The next question is from Jacob Roberts with TPH. Please go ahead.
Good morning. Good morning. I wanted to touch on the comment about coal mine methane volumes relative to the referenced anticipated mining plans. Can you give any insight into how much insight you guys might have into those plans and the timeframe of that mine development we should be thinking about. And is that comment on development specific to the Buchanan complex? It seems like you guys may be capturing almost all of the drainage gas there, but it appears there may be other mines at smaller volumes that could present some opportunities. And are there any limitations on capturing those volumes?

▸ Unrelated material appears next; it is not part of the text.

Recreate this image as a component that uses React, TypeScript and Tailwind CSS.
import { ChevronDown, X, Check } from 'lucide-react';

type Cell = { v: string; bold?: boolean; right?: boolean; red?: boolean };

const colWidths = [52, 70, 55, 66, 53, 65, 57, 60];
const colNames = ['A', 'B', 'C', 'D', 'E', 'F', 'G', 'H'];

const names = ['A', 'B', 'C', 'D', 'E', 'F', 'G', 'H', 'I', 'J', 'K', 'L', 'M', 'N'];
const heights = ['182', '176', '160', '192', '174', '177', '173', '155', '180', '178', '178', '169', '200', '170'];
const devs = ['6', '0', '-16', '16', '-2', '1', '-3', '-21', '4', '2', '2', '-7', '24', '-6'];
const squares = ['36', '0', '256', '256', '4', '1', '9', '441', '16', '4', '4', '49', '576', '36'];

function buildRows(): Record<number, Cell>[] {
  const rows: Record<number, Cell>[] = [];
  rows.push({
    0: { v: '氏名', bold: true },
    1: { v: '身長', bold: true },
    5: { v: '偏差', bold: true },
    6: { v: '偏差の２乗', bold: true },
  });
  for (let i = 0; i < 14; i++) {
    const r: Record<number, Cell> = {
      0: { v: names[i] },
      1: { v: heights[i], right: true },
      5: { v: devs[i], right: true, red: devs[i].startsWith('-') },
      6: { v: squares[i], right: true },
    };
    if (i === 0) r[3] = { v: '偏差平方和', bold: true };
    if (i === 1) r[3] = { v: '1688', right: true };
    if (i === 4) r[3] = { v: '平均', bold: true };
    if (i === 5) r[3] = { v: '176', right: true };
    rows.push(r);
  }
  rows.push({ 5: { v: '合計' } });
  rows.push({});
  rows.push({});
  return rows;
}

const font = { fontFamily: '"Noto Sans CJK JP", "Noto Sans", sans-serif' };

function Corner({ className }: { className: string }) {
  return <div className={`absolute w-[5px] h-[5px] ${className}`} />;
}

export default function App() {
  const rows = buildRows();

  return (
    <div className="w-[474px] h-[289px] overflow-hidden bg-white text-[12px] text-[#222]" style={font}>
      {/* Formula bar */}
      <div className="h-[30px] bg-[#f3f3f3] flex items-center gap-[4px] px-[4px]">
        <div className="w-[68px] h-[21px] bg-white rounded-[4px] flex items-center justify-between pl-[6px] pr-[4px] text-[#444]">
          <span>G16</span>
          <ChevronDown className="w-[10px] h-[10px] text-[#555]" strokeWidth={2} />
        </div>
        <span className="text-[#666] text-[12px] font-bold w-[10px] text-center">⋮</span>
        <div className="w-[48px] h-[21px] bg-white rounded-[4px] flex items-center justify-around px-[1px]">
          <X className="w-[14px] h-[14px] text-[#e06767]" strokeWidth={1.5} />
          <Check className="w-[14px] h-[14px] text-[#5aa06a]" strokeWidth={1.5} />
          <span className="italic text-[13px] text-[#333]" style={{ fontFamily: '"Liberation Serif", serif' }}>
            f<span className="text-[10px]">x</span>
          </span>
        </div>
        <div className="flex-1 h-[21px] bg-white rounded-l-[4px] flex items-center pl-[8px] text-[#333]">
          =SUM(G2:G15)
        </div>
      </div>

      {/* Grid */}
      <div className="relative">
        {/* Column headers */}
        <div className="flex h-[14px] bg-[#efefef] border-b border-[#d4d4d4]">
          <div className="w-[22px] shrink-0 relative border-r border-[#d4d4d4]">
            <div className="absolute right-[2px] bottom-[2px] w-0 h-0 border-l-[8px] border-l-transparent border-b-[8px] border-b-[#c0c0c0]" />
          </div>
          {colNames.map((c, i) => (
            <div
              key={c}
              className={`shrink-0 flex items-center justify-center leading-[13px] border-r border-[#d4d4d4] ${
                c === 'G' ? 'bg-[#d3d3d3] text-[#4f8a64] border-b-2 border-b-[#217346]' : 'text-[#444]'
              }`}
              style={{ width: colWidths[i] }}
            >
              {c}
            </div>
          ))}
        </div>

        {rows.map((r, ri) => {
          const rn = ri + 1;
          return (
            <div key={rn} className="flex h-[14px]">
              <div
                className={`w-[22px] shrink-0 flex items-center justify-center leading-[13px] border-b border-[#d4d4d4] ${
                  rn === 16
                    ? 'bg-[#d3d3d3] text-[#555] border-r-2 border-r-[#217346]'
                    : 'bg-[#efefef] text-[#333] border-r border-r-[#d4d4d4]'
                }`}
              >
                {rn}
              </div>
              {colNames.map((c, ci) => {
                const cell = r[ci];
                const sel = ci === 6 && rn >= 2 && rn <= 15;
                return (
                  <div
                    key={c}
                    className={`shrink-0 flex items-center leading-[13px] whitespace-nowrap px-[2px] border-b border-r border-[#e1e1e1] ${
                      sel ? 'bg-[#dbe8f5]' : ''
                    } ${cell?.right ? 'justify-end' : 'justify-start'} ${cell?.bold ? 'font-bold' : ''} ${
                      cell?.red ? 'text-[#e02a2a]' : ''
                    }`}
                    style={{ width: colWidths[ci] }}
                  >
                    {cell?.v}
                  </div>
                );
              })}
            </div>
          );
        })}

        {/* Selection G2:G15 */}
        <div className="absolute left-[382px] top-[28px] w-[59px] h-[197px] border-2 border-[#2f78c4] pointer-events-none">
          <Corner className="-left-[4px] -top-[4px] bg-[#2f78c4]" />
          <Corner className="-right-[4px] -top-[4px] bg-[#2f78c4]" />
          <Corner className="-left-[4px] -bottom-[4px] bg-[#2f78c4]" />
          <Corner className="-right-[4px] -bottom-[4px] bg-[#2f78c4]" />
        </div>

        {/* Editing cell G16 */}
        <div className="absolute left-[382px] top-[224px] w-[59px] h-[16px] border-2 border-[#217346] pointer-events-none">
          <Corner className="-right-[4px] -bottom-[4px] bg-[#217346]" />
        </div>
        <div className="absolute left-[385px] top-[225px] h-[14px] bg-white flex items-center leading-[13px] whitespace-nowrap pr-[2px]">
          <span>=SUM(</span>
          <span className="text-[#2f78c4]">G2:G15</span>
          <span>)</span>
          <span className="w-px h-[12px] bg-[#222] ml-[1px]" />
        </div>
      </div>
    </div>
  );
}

Yeah, our volumes are primarily Buchanan mine at this point in time. We have some capture operations in our northern Appalachian footprint as well. We work closely with the mine operators to have an understanding of what their annual or long-term plans are, and we try to provide guidance and our expectations based on the best information we have from them.

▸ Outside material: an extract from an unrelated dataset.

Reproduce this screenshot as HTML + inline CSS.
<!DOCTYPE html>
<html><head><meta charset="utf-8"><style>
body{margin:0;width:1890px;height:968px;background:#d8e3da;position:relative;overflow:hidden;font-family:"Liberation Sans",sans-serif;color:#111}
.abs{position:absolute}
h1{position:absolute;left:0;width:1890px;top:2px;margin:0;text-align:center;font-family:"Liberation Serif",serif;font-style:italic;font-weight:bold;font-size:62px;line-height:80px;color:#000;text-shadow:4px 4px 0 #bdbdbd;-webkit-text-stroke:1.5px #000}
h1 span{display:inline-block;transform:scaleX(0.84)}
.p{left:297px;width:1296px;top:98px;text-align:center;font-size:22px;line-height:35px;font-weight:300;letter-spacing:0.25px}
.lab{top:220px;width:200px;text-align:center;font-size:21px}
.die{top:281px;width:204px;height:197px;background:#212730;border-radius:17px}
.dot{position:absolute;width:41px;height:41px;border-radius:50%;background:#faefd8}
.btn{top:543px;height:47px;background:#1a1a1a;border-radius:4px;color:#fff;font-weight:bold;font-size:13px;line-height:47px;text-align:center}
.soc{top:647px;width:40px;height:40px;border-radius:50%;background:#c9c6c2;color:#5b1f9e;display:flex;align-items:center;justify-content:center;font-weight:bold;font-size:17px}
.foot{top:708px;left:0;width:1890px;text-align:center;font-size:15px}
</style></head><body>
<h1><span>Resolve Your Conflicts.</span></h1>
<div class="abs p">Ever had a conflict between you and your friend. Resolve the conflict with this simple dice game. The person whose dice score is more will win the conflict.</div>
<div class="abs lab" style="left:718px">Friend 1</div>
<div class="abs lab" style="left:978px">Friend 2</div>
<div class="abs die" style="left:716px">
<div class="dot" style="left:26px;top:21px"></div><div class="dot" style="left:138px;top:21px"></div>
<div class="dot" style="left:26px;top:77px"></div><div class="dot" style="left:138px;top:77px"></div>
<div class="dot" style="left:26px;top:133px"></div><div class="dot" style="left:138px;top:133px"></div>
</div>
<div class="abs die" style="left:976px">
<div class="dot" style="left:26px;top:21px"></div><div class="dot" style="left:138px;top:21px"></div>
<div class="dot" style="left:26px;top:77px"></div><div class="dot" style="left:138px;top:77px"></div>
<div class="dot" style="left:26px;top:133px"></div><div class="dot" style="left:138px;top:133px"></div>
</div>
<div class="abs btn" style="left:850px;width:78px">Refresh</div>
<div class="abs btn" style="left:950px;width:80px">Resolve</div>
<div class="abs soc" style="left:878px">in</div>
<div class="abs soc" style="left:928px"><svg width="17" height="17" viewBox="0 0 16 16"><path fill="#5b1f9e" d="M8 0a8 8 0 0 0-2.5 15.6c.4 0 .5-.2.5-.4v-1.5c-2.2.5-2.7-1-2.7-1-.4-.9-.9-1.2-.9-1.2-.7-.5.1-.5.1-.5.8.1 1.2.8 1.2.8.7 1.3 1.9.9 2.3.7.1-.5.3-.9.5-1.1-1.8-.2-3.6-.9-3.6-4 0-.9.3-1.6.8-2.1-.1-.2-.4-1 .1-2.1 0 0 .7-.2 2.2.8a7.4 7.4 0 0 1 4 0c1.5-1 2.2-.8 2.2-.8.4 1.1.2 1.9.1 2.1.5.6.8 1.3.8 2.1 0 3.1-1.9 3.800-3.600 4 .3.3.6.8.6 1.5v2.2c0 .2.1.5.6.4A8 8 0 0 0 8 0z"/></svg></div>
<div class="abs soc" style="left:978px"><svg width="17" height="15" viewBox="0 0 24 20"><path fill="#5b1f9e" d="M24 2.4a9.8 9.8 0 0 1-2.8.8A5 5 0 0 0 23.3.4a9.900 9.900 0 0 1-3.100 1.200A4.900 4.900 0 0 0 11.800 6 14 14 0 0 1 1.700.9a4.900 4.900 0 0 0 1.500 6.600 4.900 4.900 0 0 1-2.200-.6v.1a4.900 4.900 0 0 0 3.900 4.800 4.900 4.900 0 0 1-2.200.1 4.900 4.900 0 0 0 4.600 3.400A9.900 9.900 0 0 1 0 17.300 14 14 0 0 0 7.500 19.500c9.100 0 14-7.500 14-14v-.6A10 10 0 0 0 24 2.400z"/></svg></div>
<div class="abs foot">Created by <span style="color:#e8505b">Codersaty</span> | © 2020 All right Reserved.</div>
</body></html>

Okay, thank you. And then my second one is on marketing. Just curious what is driving the changes year over year and the percentages and the various sales points. Maybe what you guys are looking for seeing in those markets at the moment and how that could shift through the year.
Marketing is on a daily basis, right? We're continually optimizing with our FT portfolio, which end markets we hit. So there's any variation you're seeing quarter to quarter or year to year, it's just optimization. on the marketing side. We haven't entered into any new sort of FT contracts or anything like that that would fundamentally change the market split.
Thank you. Appreciate the time.
This concludes our question and answer session. I would like to turn the conference back over to Tyler Lewis for any closing remarks.
Thank you again for joining us this morning. Please feel free to reach out if anyone has any additional questions. Otherwise, we look forward to speaking with everyone again next quarter. Thank you.
The conference is now concluded. Thank you for attending today's presentation. You may now disconnect.